Lauren Dillen is a Toronto-based multi-disciplinary artist who moves deftly between mediums to uncover meaning in the quiet, complicated corners of being alive. Also known for her work as a tattoo artist and as a member of psych-folk band Burs, her creative life is guided by an instinct to follow feeling first and let understanding arrive later.

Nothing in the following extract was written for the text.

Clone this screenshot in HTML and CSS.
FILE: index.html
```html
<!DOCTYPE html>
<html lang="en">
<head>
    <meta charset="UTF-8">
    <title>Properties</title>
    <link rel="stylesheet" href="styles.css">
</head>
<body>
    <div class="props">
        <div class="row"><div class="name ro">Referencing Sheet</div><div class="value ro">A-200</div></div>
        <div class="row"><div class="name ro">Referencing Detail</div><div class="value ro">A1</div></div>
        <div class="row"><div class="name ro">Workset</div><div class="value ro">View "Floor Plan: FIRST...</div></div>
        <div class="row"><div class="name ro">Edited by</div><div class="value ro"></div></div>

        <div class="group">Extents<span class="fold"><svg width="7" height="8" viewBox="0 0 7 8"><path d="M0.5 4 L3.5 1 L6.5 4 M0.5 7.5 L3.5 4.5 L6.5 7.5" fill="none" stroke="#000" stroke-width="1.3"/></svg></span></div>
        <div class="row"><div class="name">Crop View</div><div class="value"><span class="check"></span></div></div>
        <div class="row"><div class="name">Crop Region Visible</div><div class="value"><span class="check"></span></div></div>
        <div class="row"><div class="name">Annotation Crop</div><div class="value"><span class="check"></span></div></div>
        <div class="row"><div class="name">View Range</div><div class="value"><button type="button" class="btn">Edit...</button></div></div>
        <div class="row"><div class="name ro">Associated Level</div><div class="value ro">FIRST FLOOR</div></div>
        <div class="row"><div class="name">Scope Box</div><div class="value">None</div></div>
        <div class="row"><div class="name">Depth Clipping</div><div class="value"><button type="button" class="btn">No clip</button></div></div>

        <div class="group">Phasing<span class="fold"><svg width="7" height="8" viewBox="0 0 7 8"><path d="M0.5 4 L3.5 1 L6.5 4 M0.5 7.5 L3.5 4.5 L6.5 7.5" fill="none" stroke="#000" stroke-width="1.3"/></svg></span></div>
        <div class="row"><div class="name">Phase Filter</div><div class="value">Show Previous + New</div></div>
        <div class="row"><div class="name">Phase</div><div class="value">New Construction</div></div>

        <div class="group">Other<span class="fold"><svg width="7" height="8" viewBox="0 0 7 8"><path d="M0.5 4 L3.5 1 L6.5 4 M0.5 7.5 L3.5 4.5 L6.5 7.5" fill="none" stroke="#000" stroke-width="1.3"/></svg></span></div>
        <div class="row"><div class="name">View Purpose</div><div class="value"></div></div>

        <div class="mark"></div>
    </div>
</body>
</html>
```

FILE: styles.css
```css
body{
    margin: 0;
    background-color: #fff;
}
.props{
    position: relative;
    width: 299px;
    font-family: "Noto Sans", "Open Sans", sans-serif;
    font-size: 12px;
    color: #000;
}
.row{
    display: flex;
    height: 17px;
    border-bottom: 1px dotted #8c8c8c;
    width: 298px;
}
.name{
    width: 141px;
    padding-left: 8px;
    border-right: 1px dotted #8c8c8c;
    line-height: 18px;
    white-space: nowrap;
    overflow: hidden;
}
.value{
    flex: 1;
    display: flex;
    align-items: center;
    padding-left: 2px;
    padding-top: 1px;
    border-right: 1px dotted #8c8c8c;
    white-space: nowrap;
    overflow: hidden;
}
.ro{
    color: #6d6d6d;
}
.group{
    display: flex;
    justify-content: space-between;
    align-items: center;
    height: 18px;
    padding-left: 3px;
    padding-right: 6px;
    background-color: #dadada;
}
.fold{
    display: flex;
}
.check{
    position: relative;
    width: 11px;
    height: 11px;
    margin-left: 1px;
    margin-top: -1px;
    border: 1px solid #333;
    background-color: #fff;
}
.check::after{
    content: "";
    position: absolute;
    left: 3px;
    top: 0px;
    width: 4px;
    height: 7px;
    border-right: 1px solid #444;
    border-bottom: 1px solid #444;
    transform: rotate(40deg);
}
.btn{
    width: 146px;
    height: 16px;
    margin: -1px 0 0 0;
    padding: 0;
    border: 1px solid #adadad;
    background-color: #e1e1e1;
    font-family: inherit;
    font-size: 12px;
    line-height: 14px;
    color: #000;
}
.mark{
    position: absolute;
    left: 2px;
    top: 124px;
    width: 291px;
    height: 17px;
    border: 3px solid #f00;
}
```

At the center of her solo music is a simple idea: songs are teachers. Dillen often writes before she fully has language for what she is experiencing, allowing melody and imagery to hold emotions that have not yet settled into clarity. With time, the lesson reveals itself. Each song becomes both a record of that process and a place to return to it. In performance, she revisits these pieces as a way of practicing the feelings they contain, moving through memory, tenderness, and discomfort with a gentle steadiness that invites listeners to do the same.

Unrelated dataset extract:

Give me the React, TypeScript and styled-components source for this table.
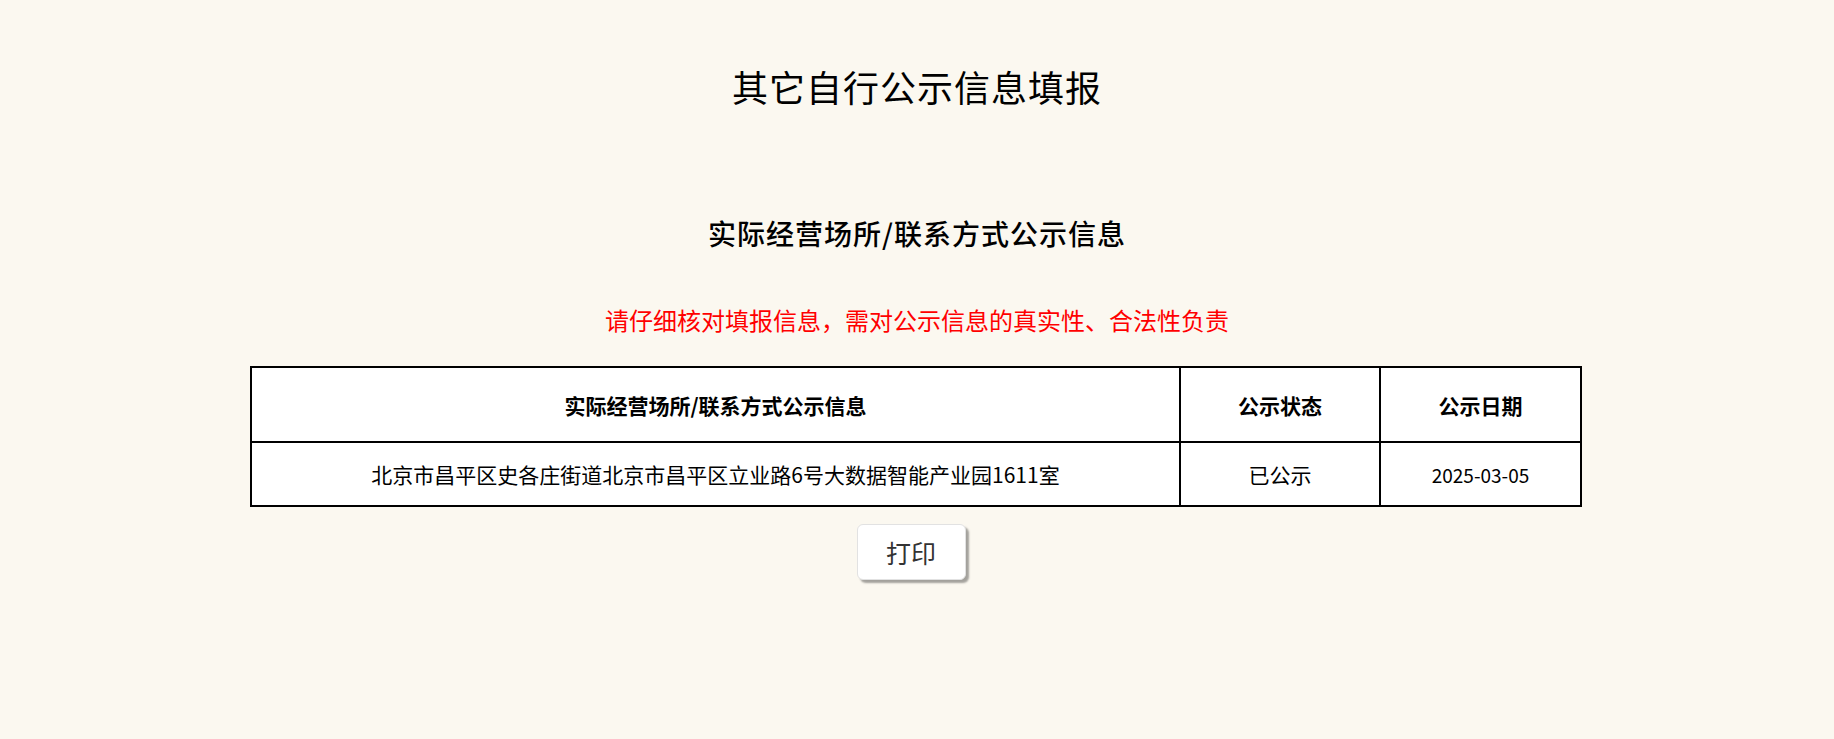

Her songs carry a hidden emotional weight beneath deceptively simple arrangements. While echoes of artists like Big Thief, Laura Marling, and Haley Heynderickx ripple through her work, her voice remains entirely her own. Dillen has opened for artists including Bahamas and frequently collaborates with musicians such as Georgia Harmer, Fontine, and Sister Ray, contributing to a close-knit Canadian indie-folk community.

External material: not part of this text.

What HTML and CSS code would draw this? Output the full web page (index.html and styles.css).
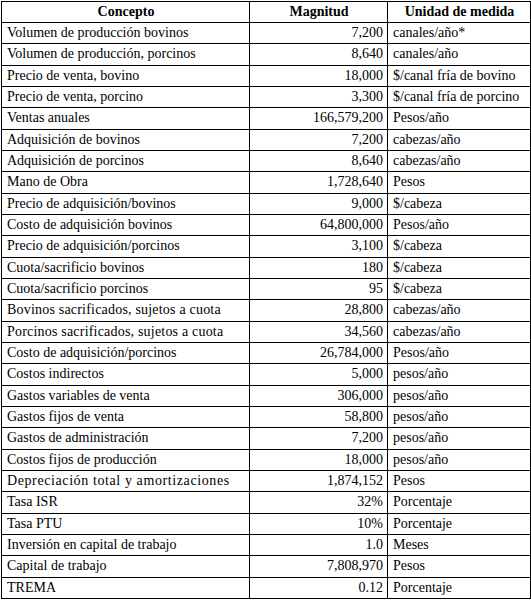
FILE: index.html
```html
<!DOCTYPE html>
<html lang="es">
<head>
<meta charset="utf-8">
<title>Tabla</title>
<link rel="stylesheet" href="styles.css">
</head>
<body>
<table class="data">
<colgroup><col class="c1"><col class="c2"><col class="c3"></colgroup>
<thead>
<tr><th>Concepto</th><th>Magnitud</th><th>Unidad de medida</th></tr>
</thead>
<tbody>
<tr><td>Volumen de producción bovinos</td><td class="num">7,200</td><td>canales/año*</td></tr>
<tr><td>Volumen de producción, porcinos</td><td class="num">8,640</td><td>canales/año</td></tr>
<tr><td>Precio de venta, bovino</td><td class="num">18,000</td><td>$/canal fría de bovino</td></tr>
<tr><td>Precio de venta, porcino</td><td class="num">3,300</td><td>$/canal fría de porcino</td></tr>
<tr><td>Ventas anuales</td><td class="num">166,579,200</td><td>Pesos/año</td></tr>
<tr><td>Adquisición de bovinos</td><td class="num">7,200</td><td>cabezas/año</td></tr>
<tr><td>Adquisición de porcinos</td><td class="num">8,640</td><td>cabezas/año</td></tr>
<tr><td>Mano de Obra</td><td class="num">1,728,640</td><td>Pesos</td></tr>
<tr><td>Precio de adquisición/bovinos</td><td class="num">9,000</td><td>$/cabeza</td></tr>
<tr><td>Costo de adquisición bovinos</td><td class="num">64,800,000</td><td>Pesos/año</td></tr>
<tr><td>Precio de adquisición/porcinos</td><td class="num">3,100</td><td>$/cabeza</td></tr>
<tr><td>Cuota/sacrificio bovinos</td><td class="num">180</td><td>$/cabeza</td></tr>
<tr><td>Cuota/sacrificio porcinos</td><td class="num">95</td><td>$/cabeza</td></tr>
<tr><td class="spaced">Bovinos sacrificados, sujetos a cuota</td><td class="num">28,800</td><td>cabezas/año</td></tr>
<tr><td class="spaced">Porcinos sacrificados, sujetos a cuota</td><td class="num">34,560</td><td>cabezas/año</td></tr>
<tr><td>Costo de adquisición/porcinos</td><td class="num">26,784,000</td><td>Pesos/año</td></tr>
<tr><td>Costos indirectos</td><td class="num">5,000</td><td>pesos/año</td></tr>
<tr><td>Gastos variables de venta</td><td class="num">306,000</td><td>pesos/año</td></tr>
<tr><td>Gastos fijos de venta</td><td class="num">58,800</td><td>pesos/año</td></tr>
<tr><td>Gastos de administración</td><td class="num">7,200</td><td>pesos/año</td></tr>
<tr><td>Costos fijos de producción</td><td class="num">18,000</td><td>pesos/año</td></tr>
<tr><td class="wide">Depreciación total y amortizaciones</td><td class="num">1,874,152</td><td>Pesos</td></tr>
<tr><td>Tasa ISR</td><td class="num">32%</td><td>Porcentaje</td></tr>
<tr><td>Tasa PTU</td><td class="num">10%</td><td>Porcentaje</td></tr>
<tr><td>Inversión en capital de trabajo</td><td class="num">1.0</td><td>Meses</td></tr>
<tr><td>Capital de trabajo</td><td class="num">7,808,970</td><td>Pesos</td></tr>
<tr><td>TREMA</td><td class="num">0.12</td><td>Porcentaje</td></tr>
</tbody>
</table>
</body>
</html>
```

FILE: styles.css
```css
html, body {
  margin: 0;
  padding: 0;
  background: #ffffff;
}
body {
  padding: 1px 0 0 1px;
  font-family: "Liberation Serif", "Times New Roman", serif;
  font-size: 14px;
  color: #000;
}
.data {
  border-collapse: collapse;
  table-layout: fixed;
  width: 529px;
}
.c1 { width: 248px; }
.c2 { width: 138px; }
.c3 { width: 143px; }
.data th,
.data td {
  border: 1px solid #000;
  padding: 0 4px 0 5px;
  height: 20.33px;
  line-height: 16px;
  white-space: nowrap;
  overflow: hidden;
  text-align: left;
  vertical-align: middle;
}
.data th {
  height: 20px;
  font-weight: bold;
  text-align: center;
}
.data td.num {
  text-align: right;
  padding-right: 4px;
}
.data td.spaced {
  letter-spacing: 0.2px;
}
.data td.wide {
  letter-spacing: 0.6px;
}
```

In her recent solo work, Dillen sharpens the instincts that have always distinguished her songwriting. On “every‑woman sore,” cut in her home studio with Ray Goudy, she charts the quiet but profound mechanics of kinship, and how women lean in, step back, and learn to carry one another over the long haul. By contrast, “One More Time for the Road,” recorded live off the floor at Calgary’s National Music Centre, is built around a single, unguarded take, its lines threaded with the ache of memory and the stubborn loop of longing. Through it all, Dillen’s voice unfurls like tangled vines, reaching toward the light.